[Record excerpts]
────

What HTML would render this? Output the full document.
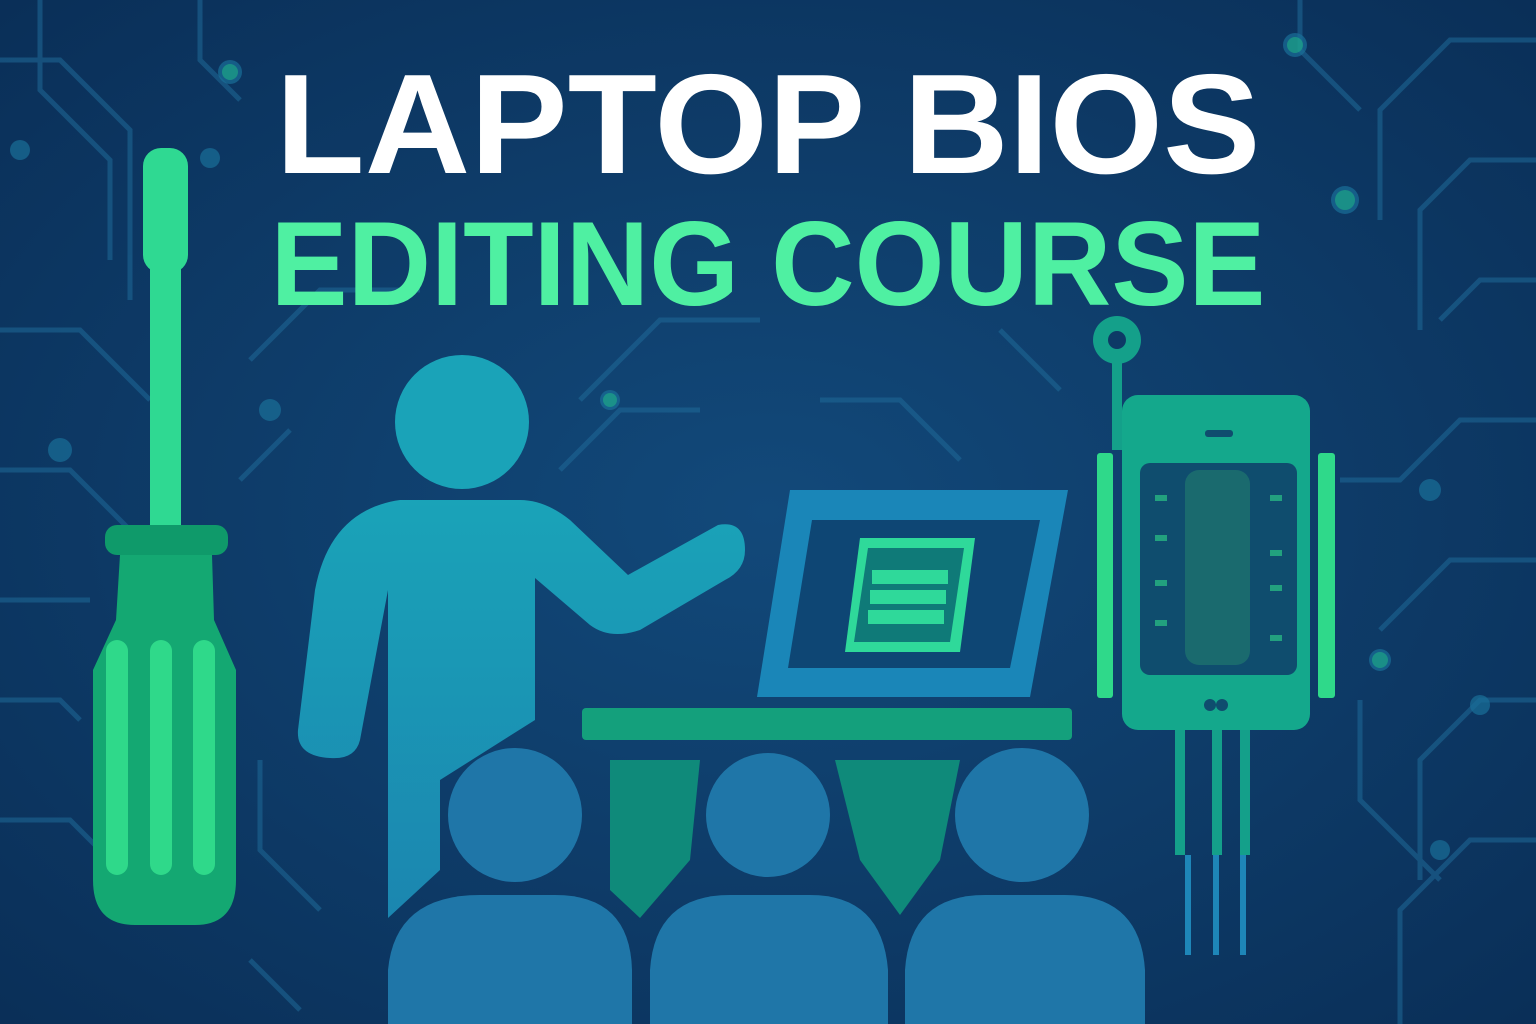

────

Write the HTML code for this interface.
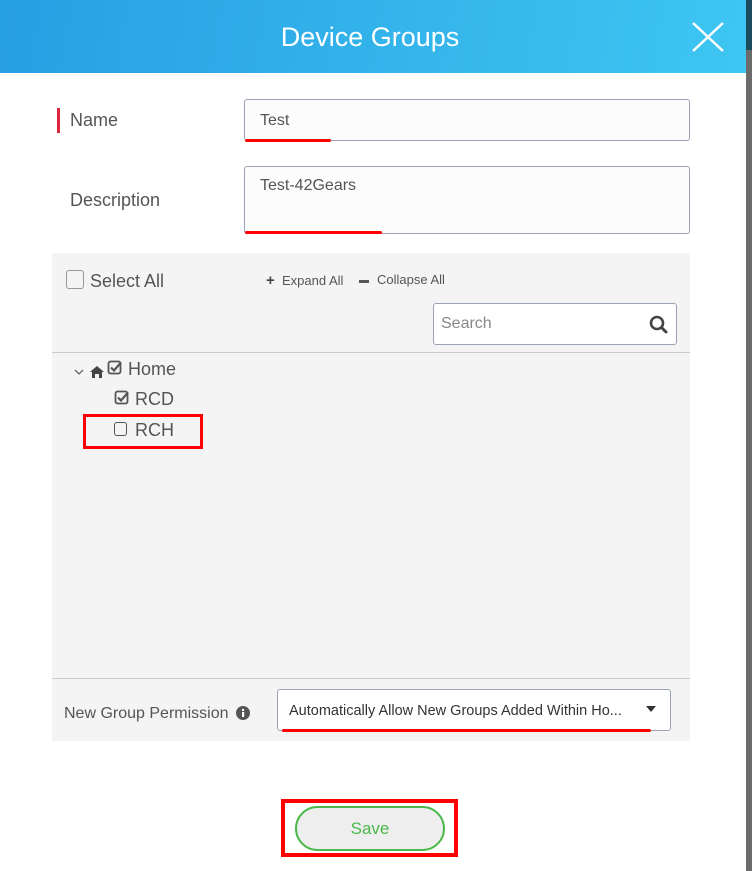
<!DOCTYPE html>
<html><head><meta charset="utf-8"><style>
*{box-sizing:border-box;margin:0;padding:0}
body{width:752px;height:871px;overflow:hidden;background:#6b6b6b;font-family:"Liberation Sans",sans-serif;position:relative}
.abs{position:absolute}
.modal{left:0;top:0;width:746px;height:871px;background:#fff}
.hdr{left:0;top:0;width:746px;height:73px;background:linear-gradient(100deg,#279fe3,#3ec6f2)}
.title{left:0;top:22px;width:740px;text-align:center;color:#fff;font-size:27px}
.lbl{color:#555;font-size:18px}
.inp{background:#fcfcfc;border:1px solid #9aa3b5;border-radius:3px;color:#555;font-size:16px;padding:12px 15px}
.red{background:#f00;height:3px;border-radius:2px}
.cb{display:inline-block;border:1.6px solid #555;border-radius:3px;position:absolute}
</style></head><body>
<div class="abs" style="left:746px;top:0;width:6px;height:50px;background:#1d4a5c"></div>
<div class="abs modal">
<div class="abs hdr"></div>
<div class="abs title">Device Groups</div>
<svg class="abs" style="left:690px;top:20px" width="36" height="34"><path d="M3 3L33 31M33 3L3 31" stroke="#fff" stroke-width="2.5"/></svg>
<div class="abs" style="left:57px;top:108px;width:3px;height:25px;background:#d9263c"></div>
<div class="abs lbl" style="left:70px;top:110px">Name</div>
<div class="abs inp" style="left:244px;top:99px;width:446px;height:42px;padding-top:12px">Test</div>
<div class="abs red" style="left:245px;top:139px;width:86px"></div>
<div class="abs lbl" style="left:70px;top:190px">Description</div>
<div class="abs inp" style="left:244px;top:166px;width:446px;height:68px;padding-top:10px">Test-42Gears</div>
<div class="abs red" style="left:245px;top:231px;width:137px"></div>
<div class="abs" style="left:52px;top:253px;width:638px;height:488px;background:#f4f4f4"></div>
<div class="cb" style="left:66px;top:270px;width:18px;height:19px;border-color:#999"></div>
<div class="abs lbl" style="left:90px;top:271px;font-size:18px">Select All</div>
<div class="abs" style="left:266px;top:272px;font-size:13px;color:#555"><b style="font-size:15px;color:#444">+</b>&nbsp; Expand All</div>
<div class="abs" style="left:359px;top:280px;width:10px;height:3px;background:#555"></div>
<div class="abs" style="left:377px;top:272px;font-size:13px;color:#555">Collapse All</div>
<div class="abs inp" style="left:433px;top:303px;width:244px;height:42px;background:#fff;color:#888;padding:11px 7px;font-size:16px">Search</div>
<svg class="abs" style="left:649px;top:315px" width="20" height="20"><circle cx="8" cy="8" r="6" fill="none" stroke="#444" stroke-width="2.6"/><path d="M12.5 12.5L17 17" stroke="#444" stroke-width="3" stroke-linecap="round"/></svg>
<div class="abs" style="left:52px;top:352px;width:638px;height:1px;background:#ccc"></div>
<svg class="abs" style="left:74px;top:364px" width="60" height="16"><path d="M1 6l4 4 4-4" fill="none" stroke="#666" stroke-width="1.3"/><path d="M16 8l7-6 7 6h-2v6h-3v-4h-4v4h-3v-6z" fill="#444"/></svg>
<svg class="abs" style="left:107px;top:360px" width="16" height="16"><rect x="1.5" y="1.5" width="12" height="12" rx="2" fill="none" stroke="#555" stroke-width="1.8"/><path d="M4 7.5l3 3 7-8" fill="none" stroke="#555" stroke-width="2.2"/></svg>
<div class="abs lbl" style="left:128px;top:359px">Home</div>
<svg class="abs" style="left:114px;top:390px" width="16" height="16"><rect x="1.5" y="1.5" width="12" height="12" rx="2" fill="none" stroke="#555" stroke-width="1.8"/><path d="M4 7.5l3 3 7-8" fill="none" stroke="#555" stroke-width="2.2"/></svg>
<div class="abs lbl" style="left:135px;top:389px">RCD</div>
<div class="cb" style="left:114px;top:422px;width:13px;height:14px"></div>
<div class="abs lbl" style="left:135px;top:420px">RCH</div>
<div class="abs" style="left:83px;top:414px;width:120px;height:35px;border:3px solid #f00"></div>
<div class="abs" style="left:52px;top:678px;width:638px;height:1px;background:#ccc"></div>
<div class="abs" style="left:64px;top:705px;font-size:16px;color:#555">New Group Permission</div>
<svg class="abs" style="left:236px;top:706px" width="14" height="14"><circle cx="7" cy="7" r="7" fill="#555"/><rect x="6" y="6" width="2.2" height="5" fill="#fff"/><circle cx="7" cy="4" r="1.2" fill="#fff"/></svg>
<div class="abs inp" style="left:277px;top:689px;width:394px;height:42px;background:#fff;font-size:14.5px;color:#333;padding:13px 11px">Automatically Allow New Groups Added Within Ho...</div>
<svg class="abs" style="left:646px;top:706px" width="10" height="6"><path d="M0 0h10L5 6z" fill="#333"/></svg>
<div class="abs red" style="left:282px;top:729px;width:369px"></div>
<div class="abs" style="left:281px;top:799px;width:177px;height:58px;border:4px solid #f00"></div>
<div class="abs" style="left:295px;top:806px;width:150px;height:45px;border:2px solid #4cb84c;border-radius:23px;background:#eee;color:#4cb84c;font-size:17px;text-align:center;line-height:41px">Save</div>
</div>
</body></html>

────

[Set exercise] Scan the records above and report how many lines include the word "this", without any other text.

[Complete answer] 2